Jack Matthews (22 July 1925 – 28 November 2013) was an American novelist, short story writer, essayist, playwright and former professor. He published 7 novels, 7 collections of short stories, a novella, and 8 volumes of essays. He was an avid book collector, and many of his book finds served as a basis for his essays and the historical topics he explored in his fiction. His 1972 novel The Charisma Campaigns was nominated by Walker Percy for the National Book Award.[1] He has often made 19th century America and the Civil War period the setting for his fiction, starting with his 1981 novel Sassafras and most recently with the 2011 novel Gambler's Nephew (which tells the story of how an abolitionist accidentally kills an escaped slave). His plays have been performed at multiple theaters around the country.

Life[edit]

Jack Matthews (born John Harold Matthews) was born in Columbus, Ohio in 1925. According to a 2009 interview,[2] Matthews "had a wonderful childhood and didn’t know there was a Depression.

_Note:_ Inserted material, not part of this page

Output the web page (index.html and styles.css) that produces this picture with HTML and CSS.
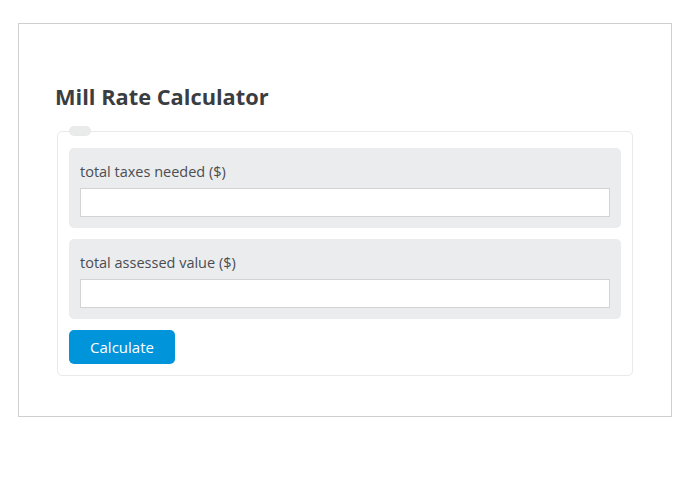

My father was an attorney, born on a farm in Gallia County, Ohio, who studied law under a country judge, passed the bar and eventually had his own law firm in Columbus." He served with the Coast Guard between 1943-5, working as "a radioman on the Coast Guard Cutter Maclaine in the North Pacific, on anti-submarine patrol out of Sitka & Juneau. It was wonderful, for this was the very sea that Wolf Larsen (a character from the [Sea-Wolf]) sailed in." According to a biographical profile written by critic Stanley Lindberg,[3] Matthews studied at Ohio State University in Columbus between 1945-9 and 1952-4 where he received a B.A. in classics and English in 1949; in 1954 he received his M.A. in English from the same university. After college,[4] Matthews worked at various jobs that “gave me an excuse to knock on doors.” That included selling things door to door as a Fuller Brush Man and selling encyclopedias. For a short time he worked as a private detective and later as a produce warehouseman. While he and wife were raising two daughters, he worked 9 years with the Post Office on afternoons and nights; that gave him time to write and attend graduate classes in the morning. During the 1950s he worked as a post office clerk, and from 1959, he started teaching at various colleges. He was associate professor, 1959–62, and professor of English, 1962–64, Urbana College, Ohio; associate professor, 1964–70, Distinguished Writer-in-Residence, Wichita State University, Kansas, 1970-71. From 1971-77 he was professor of English and since 1978 Distinguished Professor, Ohio University, Athens.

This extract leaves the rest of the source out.